**SOURCE EXCERPT:**
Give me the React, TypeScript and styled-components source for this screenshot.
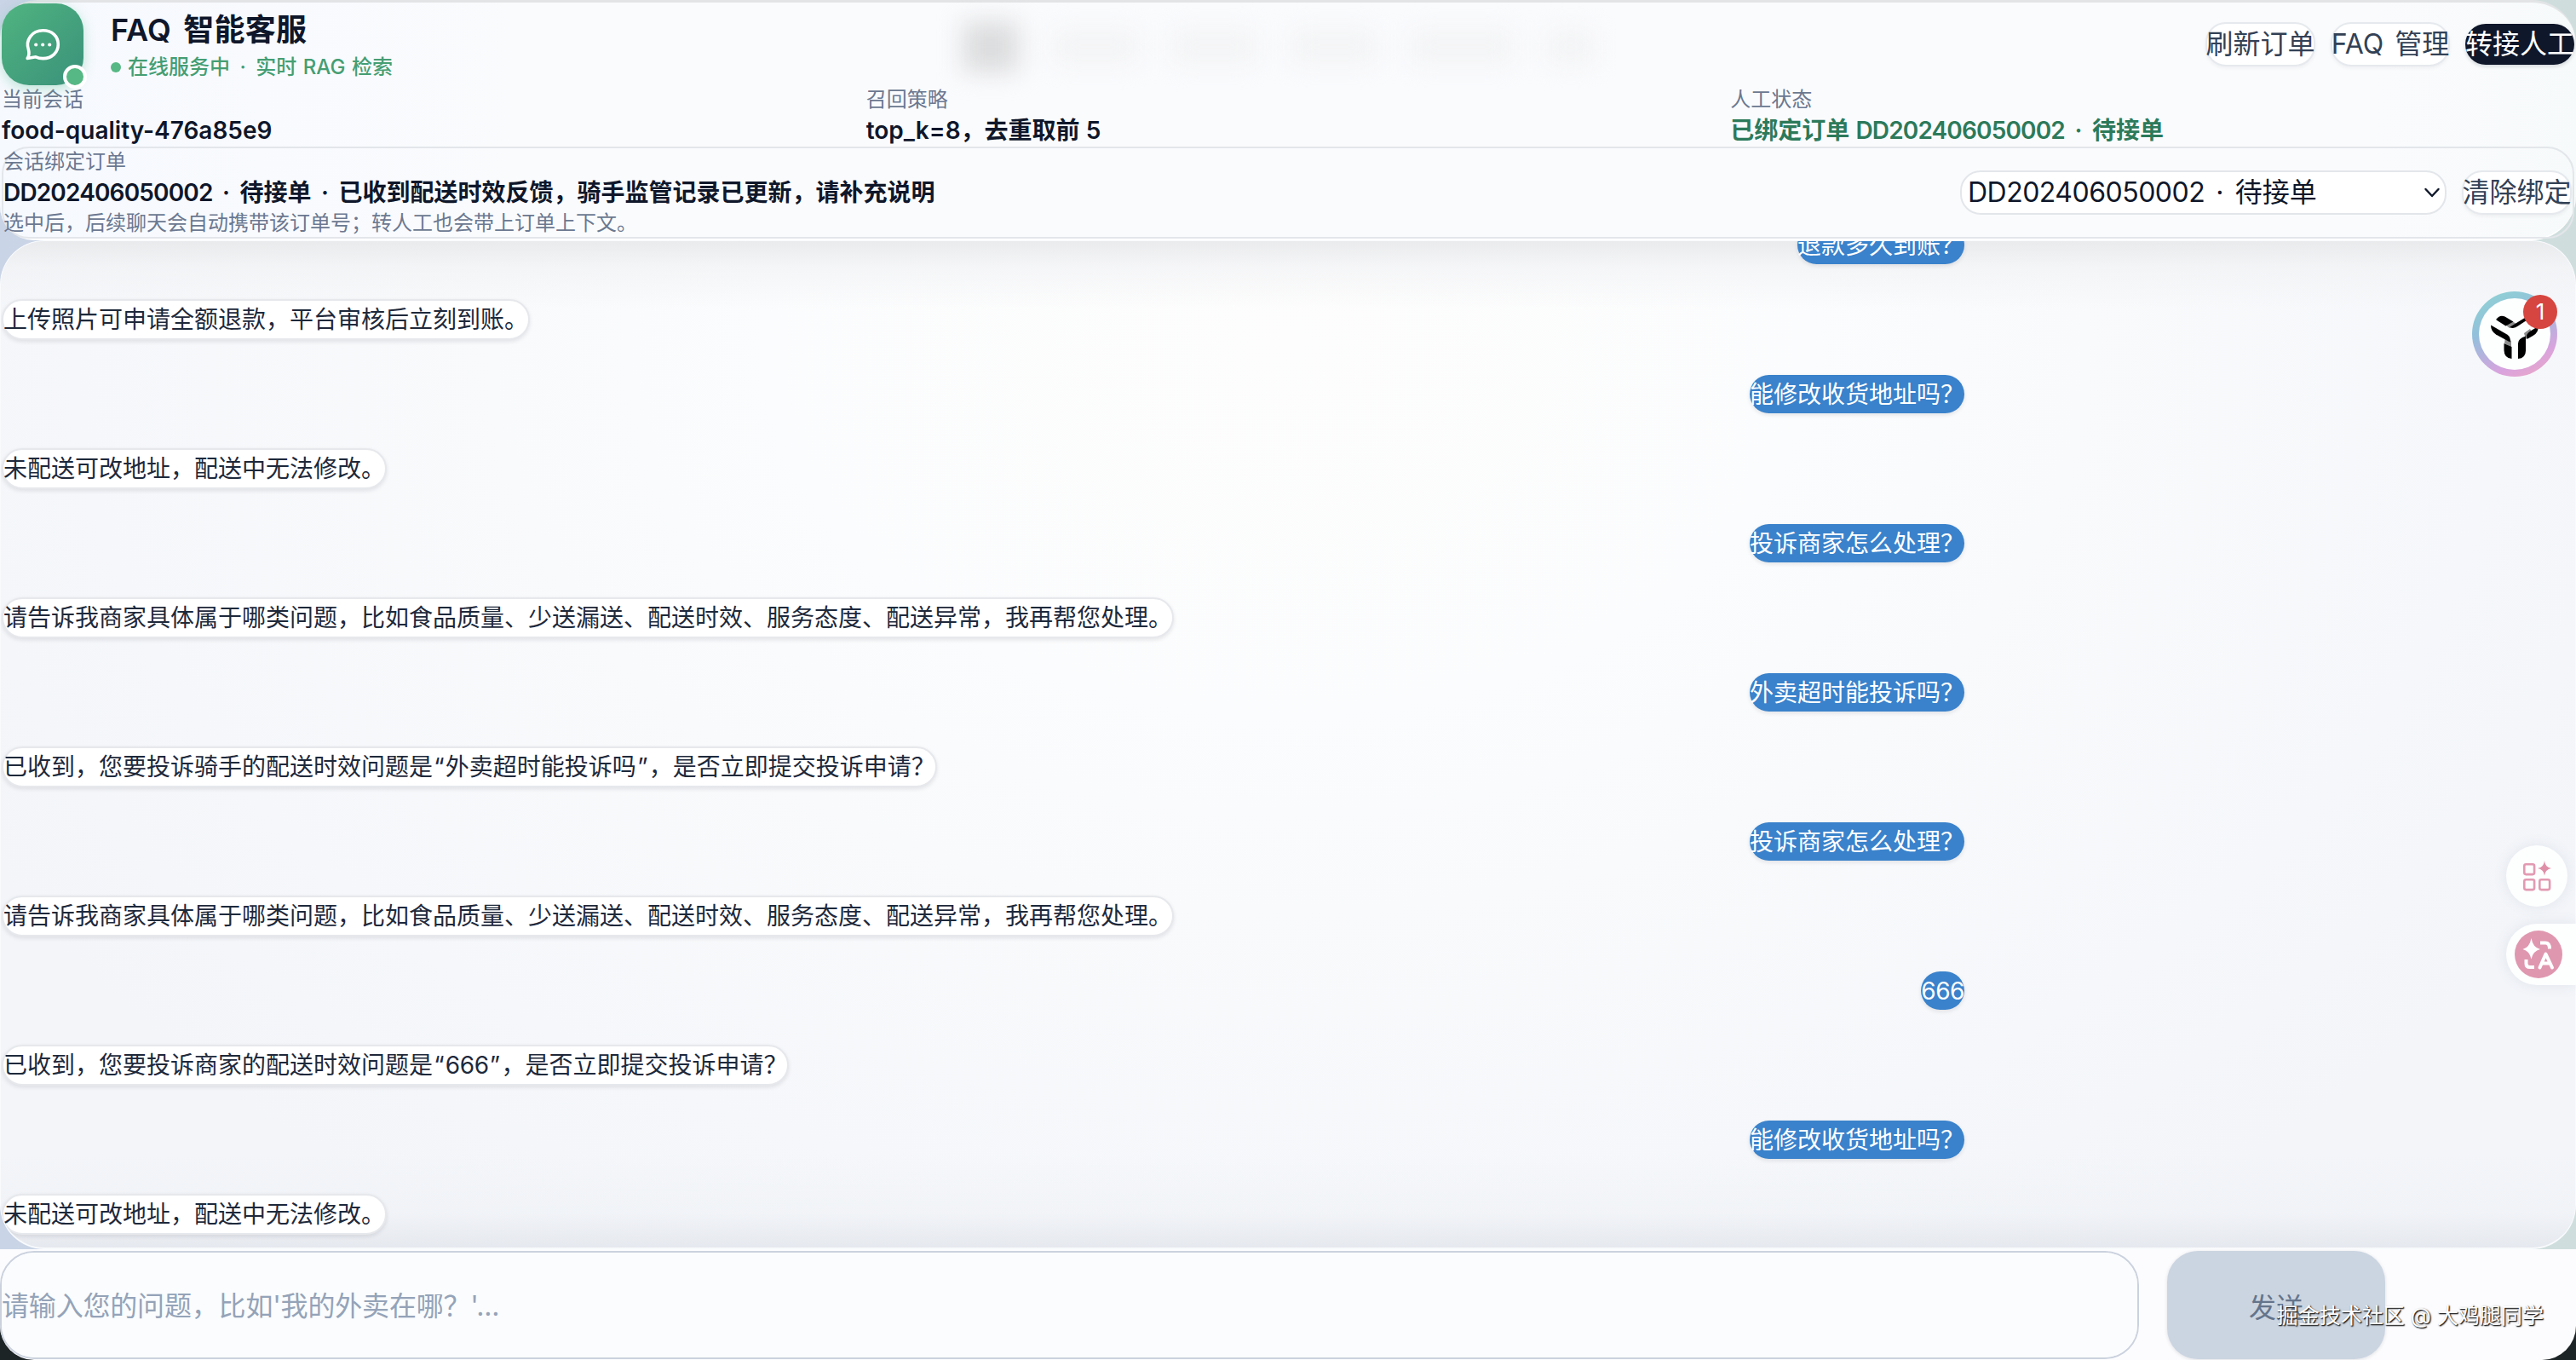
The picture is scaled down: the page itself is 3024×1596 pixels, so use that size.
import React from "react";
import styled, { createGlobalStyle } from "styled-components";

const Global = createGlobalStyle`
  * { box-sizing: border-box; }
  body { margin: 0; background: #d3dce6; overflow: hidden; font-family: Inter, "Noto Sans CJK SC", sans-serif; color: #0f172a; }
  button, select, textarea { font-family: inherit; margin: 0; }
`;

const Page = styled.div`
  position: relative;
  display: flex;
  flex-direction: column;
  width: 3024px;
  height: 1596px;
  overflow: hidden;
  background: linear-gradient(90deg, #c9d4e6 0, #d3dbe3 50%, #cfdedd 100%);
`;

const Top = styled.header`
  flex: none;
  height: 282px;
  border-top: 3px solid #e2e4e6;
  border-bottom: 2px solid #ffffff;
  padding: 0 2px;
  border-radius: 44px 52px 52px 40px;
  background: linear-gradient(90deg, #f6f9fe 0, #fafbfd 20%, #fafbfd 92%, #f7fafa 100%);
`;

const TitleBar = styled.div`
  position: relative;
  display: flex;
  align-items: center;
  height: 98px;
`;

const Logo = styled.div`
  position: relative;
  display: flex;
  align-items: center;
  justify-content: center;
  width: 96px;
  height: 96px;
  border-radius: 32px;
  color: #fff;
  background: linear-gradient(135deg, #50b480 0%, #3a917a 100%);
  box-shadow: 0 4px 14px rgba(80, 190, 140, 0.35);
`;

const OnlineDot = styled.span`
  position: absolute;
  right: -4px;
  bottom: -4px;
  width: 28px;
  height: 28px;
  border: 4px solid #fff;
  border-radius: 50%;
  background: #56b884;
`;

const Heading = styled.div`
  display: flex;
  flex-direction: column;
  margin-left: 32px;
  padding-top: 5px;
`;

const Title = styled.h1`
  margin: 0;
  font-size: 36px;
  line-height: 49px;
  font-weight: 600;
  letter-spacing: 0.2px;
  word-spacing: 5px;
`;

const Online = styled.p`
  display: flex;
  align-items: center;
  gap: 8px;
  margin: 0;
  font-size: 24px;
  line-height: 38px;
  font-weight: 500;
  word-spacing: 1.2px;
  color: #459e73;
  &::before {
    content: "";
    width: 12px;
    height: 12px;
    border-radius: 50%;
    background: #56b884;
  }
`;

const Ghosts = styled.div`
  position: absolute;
  left: 1128px;
  top: 22px;
  display: flex;
  align-items: center;
  gap: 40px;
  filter: blur(14px);
`;

const Ghost = styled.span<{ $w: number; $strong?: boolean }>`
  width: ${(p) => p.$w}px;
  height: ${(p) => (p.$strong ? 60 : 40)}px;
  background: ${(p) => (p.$strong ? "#dcddde" : "#f3f4f5")};
`;

const Actions = styled.div`
  display: flex;
  align-items: center;
  gap: 18px;
  margin-left: auto;
`;

const PillButton = styled.button<{ $dark?: boolean; $w: number }>`
  display: flex;
  align-items: center;
  justify-content: center;
  width: ${(p) => p.$w}px;
  height: ${(p) => (p.$dark ? 48 : 52)}px;
  padding: 0;
  border: ${(p) => (p.$dark ? "0" : "2px solid #e6e9ed")};
  border-radius: 24px;
  font-size: 32px;
  line-height: 48px;
  word-spacing: 4px;
  white-space: nowrap;
  color: ${(p) => (p.$dark ? "#fff" : "#334155")};
  background: ${(p) => (p.$dark ? "#0f172a" : "#fff")};
  box-shadow: 0 2px 4px rgba(15, 23, 42, ${(p) => (p.$dark ? 0.16 : 0.05)});
`;

const Stats = styled.dl`
  display: grid;
  grid-template-columns: repeat(3, 1fr);
  column-gap: 24px;
  height: 71px;
  margin: 0;
`;

const Label = styled.dt`
  margin: 0;
  font-size: 24px;
  line-height: 32px;
  color: #6b7890;
`;

const Value = styled.dd<{ $green?: boolean }>`
  margin: 0;
  font-size: 28px;
  line-height: 40px;
  font-weight: 600;
  white-space: nowrap;
  color: ${(p) => (p.$green ? "#2c7a5a" : "#0f172a")};
`;

const Binding = styled.section`
  display: flex;
  align-items: center;
  height: 108px;
  border: 2px solid #e3e6ea;
  border-radius: 32px;
  padding-right: 1px;
`;

const BindingInfo = styled.dl`
  margin: 0;
`;

const Hint = styled.p`
  margin: 0;
  font-size: 24px;
  line-height: 32px;
  color: #6b7890;
`;

const OrderSelect = styled.div`
  display: flex;
  align-items: center;
  justify-content: space-between;
  width: 571px;
  height: 52px;
  padding: 0 5px 0 7px;
  border: 2px solid #e3e6ea;
  border-radius: 24px;
  font-size: 32px;
  line-height: 48px;
  background: #fff;
`;

const Latin = styled.span`
  letter-spacing: -0.03em;
`;

const LooseLatin = styled.span`
  letter-spacing: -0.016em;
`;

const Spaced = styled.span<{ $by: number }>`
  margin: 0 ${(p) => p.$by}em;
`;

const Chat = styled.main`
  flex: none;
  display: flex;
  flex-direction: column;
  justify-content: flex-end;
  gap: 41px;
  height: 1184px;
  padding: 0 2px 15.5px;
  overflow: hidden;
  border-radius: 52px;
  border: 1px solid #f8fafc;
  border-bottom-width: 2px;
  background:
    linear-gradient(180deg, rgba(232, 233, 235, 0.9) 0, rgba(240, 241, 243, 0.6) 30px, rgba(250, 250, 251, 0) 80px),
    linear-gradient(0deg, rgba(228, 231, 237, 0.9) 0, rgba(238, 241, 245, 0.5) 40px, rgba(245, 246, 250, 0) 110px),
    radial-gradient(ellipse 1750px 1250px at 50% 10%, #fdfdfd 0, #fbfcfd 35%, #f3f5f9 100%);
`;

const Bubble = styled.div<{ $user?: boolean }>`
  flex: none;
  align-self: ${(p) => (p.$user ? "flex-end" : "flex-start")};
  margin-right: ${(p) => (p.$user ? 715 : 0)}px;
  margin-left: ${(p) => (p.$user ? 0 : -1)}px;
  height: ${(p) => (p.$user ? 45.5 : 47.5)}px;
  border: ${(p) => (p.$user ? "0" : "2px solid #e6e8ec")};
  border-radius: 24px;
  font-size: 28px;
  line-height: ${(p) => (p.$user ? 46.5 : 44.5)}px;
  white-space: nowrap;
  color: ${(p) => (p.$user ? "#fff" : "#1e293b")};
  background: ${(p) => (p.$user ? "#3a82cb" : "#fff")};
  box-shadow: 0 2px 5px rgba(15, 23, 42, 0.1);
`;

const Composer = styled.footer`
  flex: none;
  position: relative;
  display: flex;
  gap: 33px;
  height: 130px;
  padding: 2px 0 1px;
  background: #fcfcfe;
  border-radius: 0 0 40px 40px;
  box-shadow: 0 0 0 60px #1d2426;
  clip-path: inset(0);
`;

const Input = styled.textarea`
  width: 2511px;
  height: 127px;
  padding: 41px 0;
  border: 2px solid #cbd2de;
  border-radius: 40px;
  font-size: 32px;
  line-height: 44px;
  letter-spacing: -0.18px;
  resize: none;
  background: #fafcfd;
  &::placeholder { color: #94a3b8; opacity: 1; }
`;

const Send = styled.button`
  width: 256px;
  height: 127px;
  padding: 0;
  border: 0;
  border-radius: 36px;
  font-size: 32px;
  color: #64748b;
  background: #cbd5e1;
  box-shadow: 0 1px 4px rgba(15, 23, 42, 0.12);
`;

const Watermark = styled.div`
  position: absolute;
  right: 38px;
  bottom: 33px;
  font-size: 25px;
  line-height: 38px;
  color: #fff;
  text-shadow: 1px 1px 1px #222, 1px 1px 2px #333;
  white-space: nowrap;
`;

const Assistant = styled.div`
  position: absolute;
  left: 2902px;
  top: 342px;
  width: 100px;
  height: 100px;
  padding: 8px;
  border-radius: 50%;
  background: linear-gradient(155deg, #8fd0d4 8%, #93bfdc 38%, #d9a3de 75%, #f0a8c0 100%);
`;

const AssistantFace = styled.div`
  width: 84px;
  height: 84px;
  border-radius: 50%;
  background: #fdfefe;
`;

const Badge = styled.span`
  position: absolute;
  right: 0;
  top: 4px;
  width: 40px;
  height: 40px;
  border-radius: 50%;
  font-size: 26px;
  line-height: 40px;
  text-align: center;
  color: #fff;
  background: #d6453f;
`;

const ToolTab = styled.div<{ $top: number; $pill?: boolean }>`
  position: absolute;
  right: ${(p) => (p.$pill ? 0 : 10)}px;
  top: ${(p) => p.$top}px;
  display: flex;
  align-items: center;
  width: ${(p) => (p.$pill ? 82 : 72)}px;
  height: 72px;
  padding-left: ${(p) => (p.$pill ? 10 : 18)}px;
  border-radius: ${(p) => (p.$pill ? "36px 0 0 36px" : "36px")};
  background: #fdfefe;
  box-shadow: 0 0 16px rgba(100, 116, 139, 0.12);
`;

const ChatIcon = () => (
  <svg width="44" height="48" viewBox="0 0 44 48" fill="none" stroke="currentColor" strokeWidth="3.600" strokeLinejoin="round" strokeLinecap="round">
    <path d="M5.500 30.500C1.500 19 9.500 7.800 22.500 7.800C33 7.800 40.300 14.500 40.300 24C40.300 33.500 33 40.600 22.500 40.600C19 40.600 16.500 40 14 38.800L4.200 40.500Q7 36 5.500 30.500Z" />
    <path d="M14.200 24.500h.02M22.200 24.500h.02M30.200 24.500h.02" strokeWidth="4.200" />
  </svg>
);

const Chevron = () => (
  <svg width="20" height="14" viewBox="0 0 20 14" fill="none" stroke="#0f172a" strokeWidth="2.400" strokeLinecap="round" strokeLinejoin="round">
    <path d="M2.500 3l7.500 8 7.500-8" />
  </svg>
);

const TriadIcon = () => (
  <svg width="84" height="84" viewBox="0 0 84 84">
    <g fill="#8b8b8b">
      <path d="M31 31l8-4 5 3-8 5zM53 41l7-5 3 5-8 7zM31 46l7 4v7l-8-4z" />
    </g>
    <g fill="#000">
      <path d="M20.500 24.500q4-5.500 10-3l10 6-9 5-11-7z" />
      <path d="M36 34l17-10.500q4-2.500 9-1.500l-16 10.500q-5 4-10 1.500z" />
      <path d="M14 31.500l19 11q5 3 3.500 9L20 42.500q-6-4-6-11z" />
      <path d="M69.500 33q1 7-6 11l-7 4q-2-6 4-9.500z" />
      <path d="M29.500 53l9 4v14q-9-1-9-10z" />
      <path d="M46 53q0-6 9-8.500v17q0 9-9 9.500z" />
    </g>
  </svg>
);

const AppsIcon = () => (
  <svg width="36" height="38" viewBox="0 0 36 38" fill="none" stroke="#e29ab2" strokeWidth="2.600">
    <rect x="3.300" y="5.300" width="11.800" height="11.800" rx="2" />
    <rect x="3.300" y="23.300" width="11.800" height="11.800" rx="2" />
    <rect x="21.300" y="23.300" width="11.800" height="11.800" rx="2" />
    <path d="M27 1Q28 9 35 10Q28 11 27 18.500Q26 11 19 10Q26 9 27 1Z" fill="#e08fa9" stroke="none" />
  </svg>
);

const TranslateIcon = () => (
  <svg width="56" height="56" viewBox="0 0 56 56" fill="none" stroke="#fff" strokeWidth="4" strokeLinecap="round" strokeLinejoin="round">
    <circle cx="28" cy="28" r="28" fill="#df97af" stroke="none" />
    <path d="M19.500 9Q21.500 20 30 22Q21.500 24 19.500 33.500Q17.500 24 9.500 22Q17.500 20 19.500 9Z" fill="#fff" stroke="none" />
    <path d="M30 14.500h6q5 0 5 7M13.500 34v5q0 4 4.500 4h5" strokeLinecap="butt" />
    <path d="M29.500 43.500L36.500 27.500L44 43.500M32.500 38.500h8.500" />
  </svg>
);

/* Widens middle dots and curly quotes and tightens digits inside mixed Chinese/Latin lines. */
function Mixed({ children, regular }: { children: string; regular?: boolean }) {
  const Run = regular ? LooseLatin : Latin;
  return (
    <>
      {children.split(/([·“”]|DD\d+|666)/).map((part, i) => {
        if (part === "·") return <Spaced key={i} $by={regular ? 0.13 : 0.16}>{part}</Spaced>;
        if (part === "“" || part === "”") return <Spaced key={i} $by={0.045}>{part}</Spaced>;
        if (/^(DD|666)/.test(part)) return <Run key={i}>{part}</Run>;
        return part;
      })}
    </>
  );
}

const messages: { user?: boolean; text: string }[] = [
  { user: true, text: "退款多久到账？" },
  { text: "上传照片可申请全额退款，平台审核后立刻到账。" },
  { user: true, text: "能修改收货地址吗？" },
  { text: "未配送可改地址，配送中无法修改。" },
  { user: true, text: "投诉商家怎么处理？" },
  { text: "请告诉我商家具体属于哪类问题，比如食品质量、少送漏送、配送时效、服务态度、配送异常，我再帮您处理。" },
  { user: true, text: "外卖超时能投诉吗？" },
  { text: "已收到，您要投诉骑手的配送时效问题是“外卖超时能投诉吗”，是否立即提交投诉申请？" },
  { user: true, text: "投诉商家怎么处理？" },
  { text: "请告诉我商家具体属于哪类问题，比如食品质量、少送漏送、配送时效、服务态度、配送异常，我再帮您处理。" },
  { user: true, text: "666" },
  { text: "已收到，您要投诉商家的配送时效问题是“666”，是否立即提交投诉申请？" },
  { user: true, text: "能修改收货地址吗？" },
  { text: "未配送可改地址，配送中无法修改。" },
];

export default function App() {
  return (
    <Page>
      <Global />
      <Top>
        <TitleBar>
          <Ghosts>
            <Ghost $w={66} $strong />
            <Ghost $w={100} />
            <Ghost $w={100} />
            <Ghost $w={100} />
            <Ghost $w={120} />
            <Ghost $w={56} />
          </Ghosts>
          <Logo>
            <ChatIcon />
            <OnlineDot />
          </Logo>
          <Heading>
            <Title>FAQ 智能客服</Title>
            <Online>
              <span><Mixed>在线服务中 · 实时 RAG 检索</Mixed></span>
            </Online>
          </Heading>
          <Actions>
            <PillButton $w={129}>刷新订单</PillButton>
            <PillButton $w={140}>FAQ 管理</PillButton>
            <PillButton $w={128} $dark>转接人工</PillButton>
          </Actions>
        </TitleBar>
        <Stats>
          <div>
            <Label>当前会话</Label>
            <Value>food-quality-476a85e9</Value>
          </div>
          <div>
            <Label>召回策略</Label>
            <Value>top_k=8，去重取前 5</Value>
          </div>
          <div>
            <Label>人工状态</Label>
            <Value $green><Mixed>已绑定订单 DD202406050002 · 待接单</Mixed></Value>
          </div>
        </Stats>
        <Binding>
          <BindingInfo>
            <Label>会话绑定订单</Label>
            <Value><Mixed>DD202406050002 · 待接单 · 已收到配送时效反馈，骑手监管记录已更新，请补充说明</Mixed></Value>
            <Hint>选中后，后续聊天会自动携带该订单号；转人工也会带上订单上下文。</Hint>
          </BindingInfo>
          <Actions>
            <OrderSelect>
              <span><Mixed regular>DD202406050002 · 待接单</Mixed></span>
              <Chevron />
            </OrderSelect>
            <PillButton $w={129}>清除绑定</PillButton>
          </Actions>
        </Binding>
      </Top>
      <Chat>
        {messages.map((m, i) => (
          <Bubble key={i} $user={m.user}><Mixed regular>{m.text}</Mixed></Bubble>
        ))}
      </Chat>
      <Composer>
        <Input placeholder="请输入您的问题，比如'我的外卖在哪？'..." />
        <Send>发送</Send>
        <Watermark>掘金技术社区 @ 大鸡腿同学</Watermark>
      </Composer>
      <Assistant>
        <AssistantFace>
          <TriadIcon />
        </AssistantFace>
        <Badge>1</Badge>
      </Assistant>
      <ToolTab $top={992}>
        <AppsIcon />
      </ToolTab>
      <ToolTab $top={1084} $pill>
        <TranslateIcon />
      </ToolTab>
    </Page>
  );
}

**YOUR GOAL:** Extract every line containing the string "components" from the data above.

**FULL SOLUTION:**
Give me the React, TypeScript and styled-components source for this screenshot.
import styled, { createGlobalStyle } from "styled-components";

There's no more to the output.